§ Task requirements: All pictures are to be skipped; retype only the lines from the top of the entries through the line with "const SIZE_ROWS: [string, string][]", both included.
+--
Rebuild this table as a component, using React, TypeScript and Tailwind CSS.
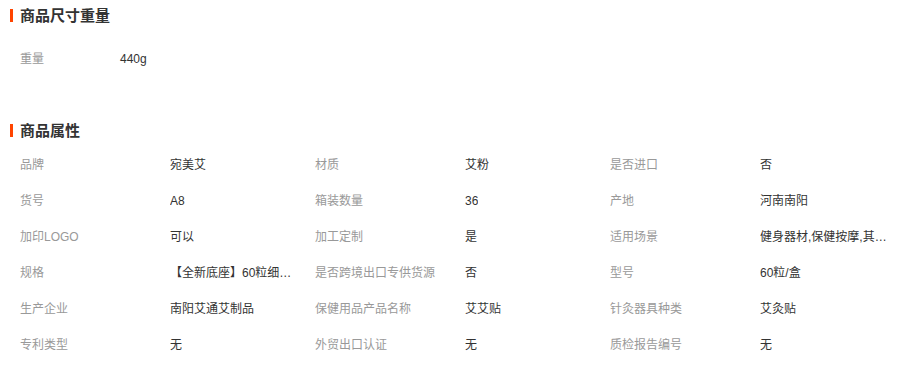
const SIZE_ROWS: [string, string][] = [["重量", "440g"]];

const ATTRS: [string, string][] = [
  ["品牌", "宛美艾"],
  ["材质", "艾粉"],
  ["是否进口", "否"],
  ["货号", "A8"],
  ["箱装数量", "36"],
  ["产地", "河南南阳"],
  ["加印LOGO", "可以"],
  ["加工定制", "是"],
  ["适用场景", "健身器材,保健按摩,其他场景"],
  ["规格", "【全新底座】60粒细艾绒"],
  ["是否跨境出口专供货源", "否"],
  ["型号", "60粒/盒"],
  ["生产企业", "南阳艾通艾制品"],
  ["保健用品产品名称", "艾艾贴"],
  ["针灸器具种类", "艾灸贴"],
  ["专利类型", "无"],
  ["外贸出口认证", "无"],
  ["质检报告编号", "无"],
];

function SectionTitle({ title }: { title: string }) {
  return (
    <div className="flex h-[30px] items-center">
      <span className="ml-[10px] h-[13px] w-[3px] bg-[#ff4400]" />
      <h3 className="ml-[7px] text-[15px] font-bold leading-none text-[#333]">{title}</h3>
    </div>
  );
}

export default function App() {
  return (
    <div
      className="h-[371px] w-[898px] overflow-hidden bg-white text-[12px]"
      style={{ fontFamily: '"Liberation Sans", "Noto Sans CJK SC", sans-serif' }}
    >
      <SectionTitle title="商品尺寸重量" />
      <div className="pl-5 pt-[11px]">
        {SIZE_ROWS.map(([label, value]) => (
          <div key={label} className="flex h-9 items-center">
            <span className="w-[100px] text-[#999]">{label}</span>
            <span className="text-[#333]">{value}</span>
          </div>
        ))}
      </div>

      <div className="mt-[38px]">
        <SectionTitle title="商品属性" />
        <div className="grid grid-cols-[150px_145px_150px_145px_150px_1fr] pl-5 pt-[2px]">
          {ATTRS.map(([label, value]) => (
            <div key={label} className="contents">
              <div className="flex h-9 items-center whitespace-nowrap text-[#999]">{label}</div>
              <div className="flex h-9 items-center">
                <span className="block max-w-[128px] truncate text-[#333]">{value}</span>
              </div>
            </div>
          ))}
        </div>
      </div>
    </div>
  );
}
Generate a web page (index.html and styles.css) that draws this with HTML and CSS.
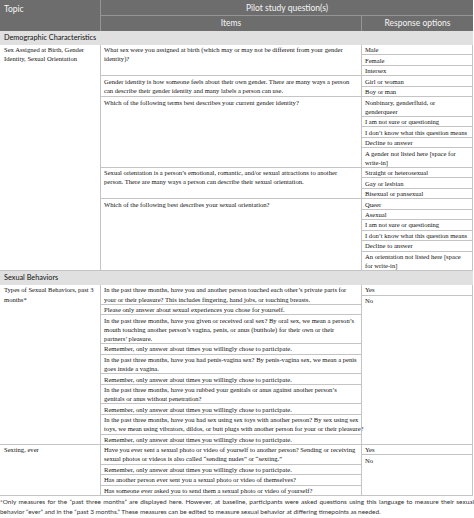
+--
§ Expected output:
Rebuild this table as a component, using React, TypeScript and Tailwind CSS.
const SIZE_ROWS: [string, string][] = [["重量", "440g"]];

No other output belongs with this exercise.